Mit ihrer hiergegen gerichteten, am 15.1.2004 beim Senat eingegangenen Beschwerde erstrebt die Ehefrau die Aufhebung dieses Beschlusses. Sie macht geltend, dass das FamG wegen § 18 Abs. 2 FGG zu einer amtswegigen Abänderung seiner Entscheidung nicht befugt gewesen sei.
Der Ehemann bittet um Zurückweisung der Beschwerde. Die weiteren Beteiligten haben von einer Stellungnahme zum Rechtsmittel der Ehefrau abgesehen.
II. Die Beschwerde der Ehefrau ist statthaft und auch im Übrigen zulässig.
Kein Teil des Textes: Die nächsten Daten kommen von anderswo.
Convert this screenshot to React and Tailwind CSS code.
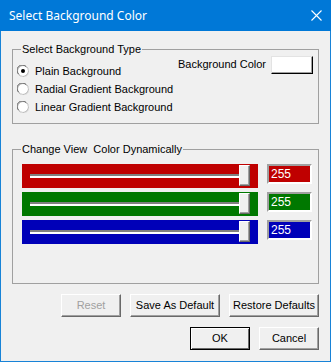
import React, { useState } from 'react';

const SLIDERS = [
  { key: 'r', bg: 'bg-[#bf0000]' },
  { key: 'g', bg: 'bg-[#007800]' },
  { key: 'b', bg: 'bg-[#0000b8]' },
];

const RADIOS = ['Plain Background', 'Radial Gradient Background', 'Linear Gradient Background'];

const Radio = ({ checked }) => (
  <svg width="12" height="12" viewBox="0 0 12 12" className="shrink-0">
    <circle cx="6" cy="6" r="5.5" fill="#ffffff" stroke="#a0a0a0" />
    <path d="M1.5 9 A5 5 0 0 1 9 1.5" fill="none" stroke="#696969" strokeWidth="1" />
    <path d="M3 10.5 A5 5 0 0 0 10.5 3" fill="none" stroke="#e3e3e3" strokeWidth="1" />
    {checked && <circle cx="6" cy="6" r="2" fill="#000000" />}
  </svg>
);

const Btn = ({ children, w, disabled, primary }) => (
  <button
    className={`h-[23px] ${w} bg-[#f0f0f0] text-[11px] leading-none border ${
      primary ? 'border-black' : 'border-t-white border-l-white border-b-[#696969] border-r-[#696969]'
    } ${primary ? 'shadow-[inset_1px_1px_0_#fff,inset_-1px_-1px_0_#696969]' : 'shadow-[inset_-1px_-1px_0_#a0a0a0]'} ${
      disabled ? 'text-[#a0a0a0]' : 'text-black'
    }`}
  >
    {children}
  </button>
);

export default function App() {
  const [type, setType] = useState(0);

  return (
    <div className="w-[331px] h-[362px] flex flex-col bg-[#f0f0f0] border-x border-b border-[#1883d7] font-['Liberation_Sans',Arial,sans-serif] text-[11px] text-black select-none">
      {/* title bar */}
      <div className="h-[31px] -mx-px bg-[#0078d7] flex items-center justify-between pl-[9px] pr-[9px] text-white font-['Noto_Sans',sans-serif] text-[12px]">
        <span>Select Background Color</span>
        <svg width="11" height="11" viewBox="0 0 11 11">
          <path d="M0.5 0.5 L10.5 10.5 M10.5 0.5 L0.5 10.5" stroke="#fff" strokeWidth="1.1" />
        </svg>
      </div>

      <div className="flex flex-col px-[11px]">
        {/* background type */}
        <fieldset className="mt-[12px] border border-[#a0a0a0] flex">
          <legend className="ml-[8px] px-[1px] leading-[13px]">Select Background Type</legend>
          <div className="flex w-full">
            <div className="flex flex-col pt-[6px] pb-[7px] pl-[4px] flex-1">
              {RADIOS.map((label, i) => (
                <div key={label} className="h-[18px] flex items-center gap-[6px] cursor-default" onClick={() => setType(i)}>
                  <Radio checked={type === i} />
                  <span>{label}</span>
                </div>
              ))}
            </div>
            <div className="flex items-start gap-[5px] pr-[5px]">
              <span className="leading-[17px]">Background Color</span>
              <div className="w-[42px] h-[18px] bg-white border border-t-[#e3e3e3] border-l-[#e3e3e3] border-b-black border-r-black shadow-[inset_-1px_-1px_0_#a0a0a0]" />
            </div>
          </div>
        </fieldset>

        {/* sliders */}
        <fieldset className="mt-[19px] border border-[#a0a0a0]">
          <legend className="ml-[8px] px-[1px] leading-[13px]">Change View&nbsp;&nbsp;Color Dynamically</legend>
          <div className="flex flex-col gap-[4px] pt-[8px] pb-[39px] pl-[9px]">
            {SLIDERS.map((s) => (
              <div key={s.key} className="flex items-start gap-[9px]">
                <div className={`w-[236px] h-[24px] ${s.bg} flex items-center pl-[8px] pr-[8px]`}>
                  <div className="relative flex-1 h-[4px] border-t-2 border-[#808080] bg-white">
                    <div className="absolute right-[0px] -top-[11px] w-[11px] h-[21px] bg-[#f0f0f0] border border-t-white border-l-white border-b-[#696969] border-r-[#696969] shadow-[inset_-1px_-1px_0_#a0a0a0]" />
                  </div>
                </div>
                <div className={`w-[45px] h-[20px] ${s.bg} border-2 border-t-[#a0a0a0] border-l-[#a0a0a0] border-b-white border-r-white text-white text-[12px] leading-[16px] pl-[2px]`}>
                  255
                </div>
              </div>
            ))}
          </div>
        </fieldset>

        {/* buttons */}
        <div className="flex justify-end gap-[9px] mt-[10px]">
          <Btn w="w-[60px]" disabled>Reset</Btn>
          <Btn w="w-[90px]">Save As Default</Btn>
          <Btn w="w-[90px]">Restore Defaults</Btn>
        </div>
        <div className="flex justify-end gap-[9px] mt-[10px]">
          <Btn w="w-[60px]" primary>OK</Btn>
          <Btn w="w-[60px]">Cancel</Btn>
        </div>
      </div>
    </div>
  );
}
In entsprechender Anwendung des § 319 Abs. 1 ZPO im Bereich der freiwilligen Gerichtsbarkeit prinzipiell zulässige Berichtigungsentscheidungen (BGH v. 9.2.1989 - V ZB 25/88, MDR 1989, 531 = NJW 1989, 1281) sind mit dem gegen die zu berichtigende Entscheidung statthaften Rechtsmittel - hier der befristeten Beschwerde (§ 621e ZPO) - anfechtbar (Bassenge/Herbst, FGG/RPflG, 5. Aufl., § 18 FGG, II 2; Bumiller/Winkler, Freiwillige Gerichtsbarkeit, 7. Aufl., § 18, Rz. 3; vgl. auch Keidel/Schmidt, Freiwillige Gerichtsbarkeit, 15. Aufl., § 18, Rz. 62). Die Beschwerde der Ehefrau ist nach Maßgabe der §§ 621e Abs. 1 und 3, 517, 520 ZPO fristgerecht eingelegt und begründet worden.
Das Rechtsmittel hat auch in der Sache Erfolg und führt zur Aufhebung des angefochtenen Beschlusses.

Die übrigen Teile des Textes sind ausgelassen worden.